When it comes to funding local services, there’s a ton of untapped wealth on Long Island. Based on the 2007 New York State tax returns, about 43 percent of all the income earned on Long Island was raked in by less than two percent of the people. That high-flying crowd, about 21,000 individuals, families or in some cases businesses, averaged nearly $2 million a tax return. But they also paid nearly 50 percent of the income taxes we sent to Albany.
So whether you call them lucky or hard working or both, our “two percenters’’ pay a hefty chunk of the state’s bills, including the school aid that is returned to Long Island. Nobody can say they don’t pay a lot of money for important services. And they create a lot of jobs through their spending. But the wealthiest five or six percent don’t pay anywhere near that percentage of local property taxes the others pay. And while the top one percent of earners may have incomes often 15 times higher than the typical Long Islander, their individual property tax bills are rarely even four times higher.
A shift of the tax structure is not only fair but necessary to ease the burden on the middle class, which has seen no gains in income over the last decade though the wealthiest have opened a wider gap. Shifting the tax structure from a reliance on property to income is potentially the best way to ease the gross inequities in funding public services.
I don’t want to mislead you: An income tax won’t be easy to implement and not just because of the politics of fear and cynicism. Of any number of complex options, the simplest way to begin to even the local tax burden is to eliminate the county share of the property tax. (It’s simpler to start at the county level because everyone pays into the same pot.) Eliminating the school tax—the brunt of the bill—introduces the massive fiscal and political problem of deciding how to redistribute funds among the dozens of school districts that now tax themselves individually. Better to start smaller and let taxpayers get used to the benefit of an income tax. And better if both Nassau and Suffolk impose it at the same time to eliminate any competitive issues.
By taxing county incomes at a progressive rate—the more you make, the higher tax rate you pay—the typical homeowner would be paying less to the county than they now do in property taxes. How much less depends, of course, on how much the county wants to spend, the rates at which the various incomes are taxed and how much of the entire property tax levy is eliminated. (The most sensible plans I’ve seen keep the tax on commercial property, to make sure businesses pay a fair share and to maintain another stable revenue stream for services.) But there’s no doubt that even if rich and poor paid the same rate, and there were caps on the total an individual or family could pay, the counties’ 15-20 percent portion of the property tax would be a net benefit to all but the top 5-10 per cent of earners; those are tax filers with an income of nearly $250,000 a year.

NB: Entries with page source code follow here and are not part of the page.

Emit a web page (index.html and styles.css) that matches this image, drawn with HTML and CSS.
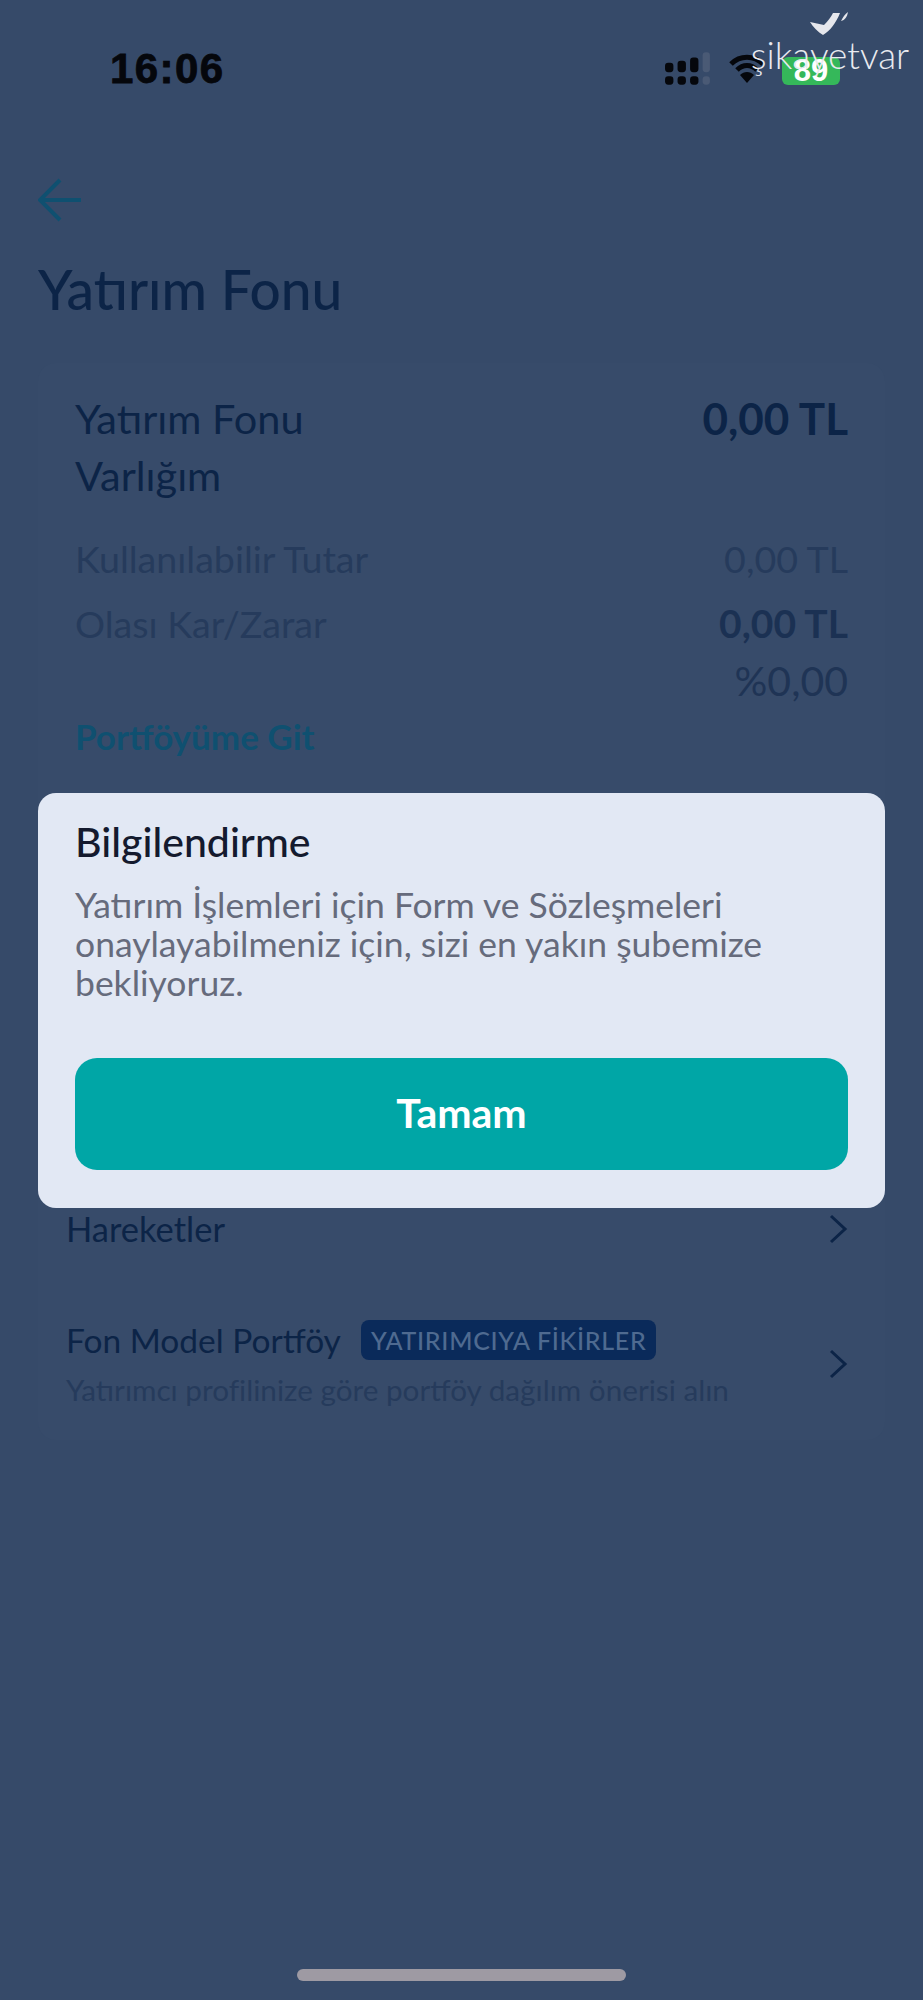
FILE: index.html
```html
<!DOCTYPE html>
<html lang="tr">
<head>
    <meta charset="UTF-8">
    <meta name="viewport" content="width=device-width, initial-scale=1.0">
    <title>Yatırım Fonu</title>
    <link rel="stylesheet" href="styles.css">
</head>
<body>
    <div class="screen">
        <div class="status">
            <span class="time">16:06</span>
            <div class="status-icons">
                <svg class="signal" width="48" height="36" viewBox="0 0 46 34">
                    <g fill="#05070c">
                        <rect x="1" y="11" width="8" height="9" rx="3"/>
                        <rect x="1" y="24" width="8" height="8" rx="3"/>
                        <rect x="13" y="9" width="8" height="11" rx="3"/>
                        <rect x="13" y="24" width="8" height="8" rx="3"/>
                        <rect x="25" y="6" width="8" height="14" rx="3"/>
                        <rect x="25" y="24" width="8" height="8" rx="3"/>
                    </g>
                    <g fill="#4a5a75">
                        <rect x="37" y="1" width="7" height="19" rx="3"/>
                        <rect x="37" y="24" width="7" height="8" rx="3"/>
                    </g>
                </svg>
                <svg class="wifi" width="36" height="30" viewBox="0 0 36 30">
                    <path d="M2 10 C11 1 25 1 34 10" fill="none" stroke="#05070c" stroke-width="5"/>
                    <path d="M8 16 C14 10 22 10 28 16" fill="none" stroke="#05070c" stroke-width="5"/>
                    <path d="M11 21 L18 29 L25 21 C21 17 15 17 11 21 Z" fill="#05070c"/>
                </svg>
                <div class="battery">89</div>
            </div>
        </div>

        <div class="watermark">
            <svg width="38" height="24" viewBox="0 0 38 24">
                <path d="M0 10 L14 13 C18 9 21 5 23 1 L30 1 C26 11 20 19 13 23 C8 20 3 15 0 10 Z" fill="#e6e7ec"/>
                <path d="M31 9 C33 5 35 2 38 0 C37 5 35 8 31 9 Z" fill="#e6e7ec"/>
            </svg>
            <span>şikayetvar</span>
        </div>

        <a class="back">
            <svg width="44" height="44" viewBox="0 0 44 44">
                <path d="M43 22 H3 M22 2 L2 22 L22 42" fill="none" stroke="#0f5070" stroke-width="4"/>
            </svg>
        </a>
        <h1>Yatırım Fonu</h1>

        <div class="card">
            <div class="summary">
                <div class="row row-main">
                    <span class="label-main">Yatırım Fonu<br>Varlığım</span>
                    <span class="amount-main">0,00 TL</span>
                </div>
                <div class="row row-sub">
                    <span>Kullanılabilir Tutar</span>
                    <span>0,00 TL</span>
                </div>
                <div class="row row-sub">
                    <span>Olası Kar/Zarar</span>
                    <span class="amount-stack"><b>0,00 TL</b><br><span class="percent">%0,00</span></span>
                </div>
                <a class="link">Portföyüme Git</a>
            </div>

            <div class="menu">
                <div class="menu-item menu-first">
                    <span class="menu-title">Hareketler</span>
                    <svg class="chevron" width="20" height="30" viewBox="0 0 20 30">
                        <path d="M3 2 L17 15 L3 28" fill="none" stroke="#0c2447" stroke-width="3"/>
                    </svg>
                </div>
                <div class="menu-item">
                    <div>
                        <div class="menu-head">
                            <span class="menu-title">Fon Model Portföy</span>
                            <span class="badge">YATIRIMCIYA FİKİRLER</span>
                        </div>
                        <div class="menu-desc">Yatırımcı profilinize göre portföy dağılım önerisi alın</div>
                    </div>
                    <svg class="chevron" width="20" height="30" viewBox="0 0 20 30">
                        <path d="M3 2 L17 15 L3 28" fill="none" stroke="#0c2447" stroke-width="3"/>
                    </svg>
                </div>
            </div>
        </div>

        <div class="dialog">
            <h2>Bilgilendirme</h2>
            <p>Yatırım İşlemleri için Form ve Sözleşmeleri onaylayabilmeniz için, sizi en yakın şubemize bekliyoruz.</p>
            <button class="ok">Tamam</button>
        </div>

        <div class="home-bar"></div>
    </div>
</body>
</html>
```

FILE: styles.css
```css
* {
    box-sizing: border-box;
}
body {
    margin: 0;
    padding: 0;
    background-color: #364a69;
    font-family: Lato, "Liberation Sans", sans-serif;
}
.screen {
    position: relative;
    width: 923px;
    height: 2000px;
    overflow: hidden;
    padding: 0 38px;
}
.status {
    display: flex;
    justify-content: space-between;
    align-items: flex-start;
    height: 178px;
    padding: 46px 45px 0 72px;
}
.time {
    font-family: "Liberation Sans", sans-serif;
    font-weight: bold;
    font-size: 42px;
    line-height: 46px;
    letter-spacing: 1.4px;
    -webkit-text-stroke: 0.8px #05070c;
    color: #05070c;
}
.status-icons {
    display: flex;
    align-items: flex-start;
    gap: 17px;
    padding-top: 7px;
}
.signal {
    margin-top: -2px;
}
.wifi {
    margin-top: 1px;
}
.battery {
    width: 58px;
    height: 28px;
    margin-top: 4px;
    background: #35b85a;
    border-radius: 6px;
    color: #fff;
    font-family: "Liberation Sans", sans-serif;
    font-weight: bold;
    font-size: 31px;
    line-height: 28px;
    text-align: center;
}
.watermark {
    position: absolute;
    left: 750px;
    top: 12px;
    width: 160px;
    text-align: center;
    white-space: nowrap;
    color: #e9eaf0;
}
.watermark svg {
    display: block;
    margin-left: 60px;
}
.watermark span {
    display: block;
    font-family: Lato, sans-serif;
    font-weight: 300;
    font-size: 37px;
    line-height: 38px;
}
.back {
    display: block;
    height: 44px;
}
h1 {
    margin: 35px 0 0;
    font-size: 55px;
    line-height: 64px;
    font-weight: 500;
    color: #0c2447;
}
.card {
    margin-top: 42px;
    height: 1077px;
    background: #374b6a;
    border-radius: 18px;
}
.summary {
    padding: 27px 37px 0;
    height: 843px;
}
.row {
    display: flex;
    justify-content: space-between;
}
.row-main {
    font-size: 41.5px;
    line-height: 57px;
    color: #0c2447;
}
.amount-main {
    font-size: 44px;
    font-weight: bold;
}
.row-sub {
    margin-top: 8px;
    font-size: 37.6px;
    line-height: 57px;
    color: #263b5c;
}
.row-main + .row-sub {
    margin-top: 26px;
}
.amount-stack {
    text-align: right;
}
.amount-stack b {
    font-size: 39px;
    color: #1b3153;
}
.percent {
    font-size: 41px;
    color: #1f3455;
}
.link {
    display: block;
    margin-top: 3px;
    font-size: 35px;
    line-height: 46px;
    font-weight: bold;
    color: #0f5070;
}
.menu {
    padding: 0 37px 0 28px;
}
.menu-item {
    display: flex;
    justify-content: space-between;
    align-items: center;
}
.menu-first {
    height: 46px;
    margin-bottom: 68px;
}
.menu-first .menu-title {
    font-size: 34.5px;
}
.menu-head {
    display: flex;
    align-items: center;
    gap: 20px;
}
.menu-title {
    font-size: 33.5px;
    line-height: 40px;
    color: #0c2447;
}
.badge {
    padding: 0 10px;
    height: 40px;
    background: #0a2a5a;
    border-radius: 8px;
    color: #4f6a90;
    font-size: 25px;
    line-height: 40px;
    font-weight: 500;
    letter-spacing: 0.7px;
}
.menu-desc {
    margin-top: 12px;
    font-size: 29.7px;
    line-height: 36px;
    white-space: nowrap;
    color: #263b5c;
}
.dialog {
    position: absolute;
    left: 38px;
    top: 793px;
    width: 847px;
    height: 415px;
    padding: 24px 37px;
    background: #e2e8f4;
    border-radius: 18px;
}
.dialog h2 {
    margin: 0;
    font-size: 41px;
    line-height: 50px;
    font-weight: 500;
    color: #141a2e;
}
.dialog p {
    margin: 18px 0 0;
    font-size: 35.5px;
    line-height: 39px;
    color: #666b7c;
}
.ok {
    display: block;
    width: 773px;
    height: 112px;
    margin-top: 56px;
    padding-bottom: 4px;
    border: 0;
    border-radius: 22px;
    background: #00a6a6;
    color: #fff;
    font-family: inherit;
    font-size: 41px;
    font-weight: bold;
}
.home-bar {
    position: absolute;
    left: 297px;
    bottom: 19px;
    width: 329px;
    height: 12px;
    background: #9e9aa3;
    border-radius: 6px;
}
```
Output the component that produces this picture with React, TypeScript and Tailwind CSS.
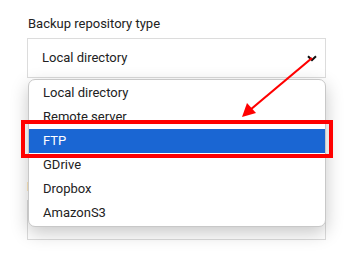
import React from "react";

const options = ["Local directory", "Remote server", "FTP", "GDrive", "Dropbox", "AmazonS3"];

export default function App() {
  const active = "FTP";

  return (
    <div className="relative w-[361px] h-[261px] overflow-hidden bg-white font-['Roboto',sans-serif] text-[13px] text-[#222]">
      <div className="pl-[27px] pr-[35px] pt-[15px]">
        <label className="block h-[23px] leading-[18px] pl-px">Backup repository type</label>
        <div className="relative">
          <div className="flex h-[40px] items-center border border-[#dcdcdc] pl-[14px] pr-[5px]">
            <span className="flex-1">Local directory</span>
            <svg width="10" height="7" viewBox="0 0 10 7" className="mr-[3px]">
              <path d="M1 1.2 L5 5 L9 1.2" fill="none" stroke="#111" strokeWidth="2" />
            </svg>
          </div>

          <ul className="absolute left-px right-0 top-[41px] z-10 rounded-[7px] border border-[#c8c8c8] bg-white py-px shadow-[0_6px_18px_rgba(0,0,0,0.22)]">
            {options.map((o) => (
              <li
                key={o}
                className={
                  o === active
                    ? "h-[24px] leading-[24px] pl-[14px] bg-[#1a66d3] text-white"
                    : "h-[24px] leading-[24px] pl-[14px]"
                }
              >
                {o}
              </li>
            ))}
          </ul>
        </div>

        <div className="mt-[100px]">
          <label className="block h-[22px] leading-[18px]">Backup type</label>
          <div className="flex h-[40px] items-center border border-[#dcdcdc] pl-[14px]">
            Increment without archiving
          </div>
        </div>
      </div>

      {/* highlight box around the FTP row */}
      <div className="absolute left-[21px] top-[120px] z-20 h-[38px] w-[312px] border-4 border-[#ff0000]" />

      <svg className="absolute left-0 top-0 z-20" width="361" height="261">
        <line x1="312" y1="58" x2="250" y2="110" stroke="#ff0000" strokeWidth="2.2" />
        <polygon points="242,117 247,103 256,113" fill="#ff0000" />
      </svg>
    </div>
  );
}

Most of the tax would be paid by those far wealthier.
The risk of chasing out the wealthy, who create jobs with their businesses and personal spending, is a real one, at least to consider. “Soaking the rich,” as critics call it, could have consequences. But research indicates this may not be the case, according to a survey of states by the New York Times. And as long as the burden fell reasonably—perhaps with a cap to limit just how much a wealthy individual or family could be forced to pay—there’s no reason to believe people would leave Long Island. Their homes might even be worth more and they, too, would be paying lower property taxes, which offsets the increase.
And there’s another point that some Long Island business owners understood when they told usually tax-phobic Republican state senators that it was ok if they approved a state surcharge on the highest incomes: If the middle class and poorer Long Islanders continue to be driven out by high taxes, the wealthy won’t have employees or customers to fuel their incomes. And the leading philanthropists knew they would have to shoulder an even bigger burden of funding not-for-profit service providers.
Yes, a shift from the property tax to an income tax might even be good for the people who would pay the most.
And right now, the property tax is crushing the real golden goose—the vast majority of people whose economic well-being has been and will be the future of our economy.
Now, getting rid of the county share of property taxes would be a start. But the real prize would be drastically or totally eliminating the two-thirds of the property tax bill that goes to schools. Yes, it’s far more complicated, but it also offers far more savings for property taxpayers and far more equity. Currently, homeowners in the poorest school districts pay higher property tax rates than those in the richest and get far less for their dollars by every measure of educational achievement. Lower school taxes would lower the amount of money Nassau and the Suffolk towns pay the school districts for errors in the tax rolls, saving more money overall.
Meanwhile, any plan to create fairness in local taxing policies demands that the taxes paid on the tens of billions of dollars worth of commercial property does not go to relatively few school districts. The approximately $20 million a year paid by Roosevelt Field Mall and its surrounding office buildings, a major regional asset that is within spitting distances of a half dozen school districts, only goes to two of them. All the school taxes that would be paid by the proposed Lighthouse, which would be by far the largest project in Nassau history, would go to one district, Uniondale. The continued revenues from commercial property taxes should go in a pool and be redistributed throughout the county with an edge to the poorest districts.
“The current system is so burdensome to residents that it has caused a shift in the landscape,” a Suffolk County tax commission concluded in 2006. “People are now ready to discuss options considered taboo in the past… [and] willing to consider dramatic changes to our system of property taxation to finance public education.
“According to the Long Island Index, a majority of Long Islanders are ready for something new. Approximately 55% of Long Islanders favor replacing a portion of the school property tax with an income tax. Another 76% of Long Islanders favor pooling commercial property taxes and distributing them evenly across all school districts.”
But the commission, which seemed intrigued at the expert testimony in favor of the income tax, balked at recommending it as a substitute for the property tax. Its members felt the shift, particularly at the school level, was too complicated and risky. They did raise a number of questions and concerns, many important and difficult to answer, but many of them, such as how to tax second homes, worth figuring out and finding fresh data to answer. (Reading the conclusions, I got the feeling that the majority of members decided such a huge change would be a political pain in the butt to defend.)
Too bad. Isn’t it time we and our leaders found the courage to try something different? The pain of “killer taxes” can’t get any more real but it can get worse.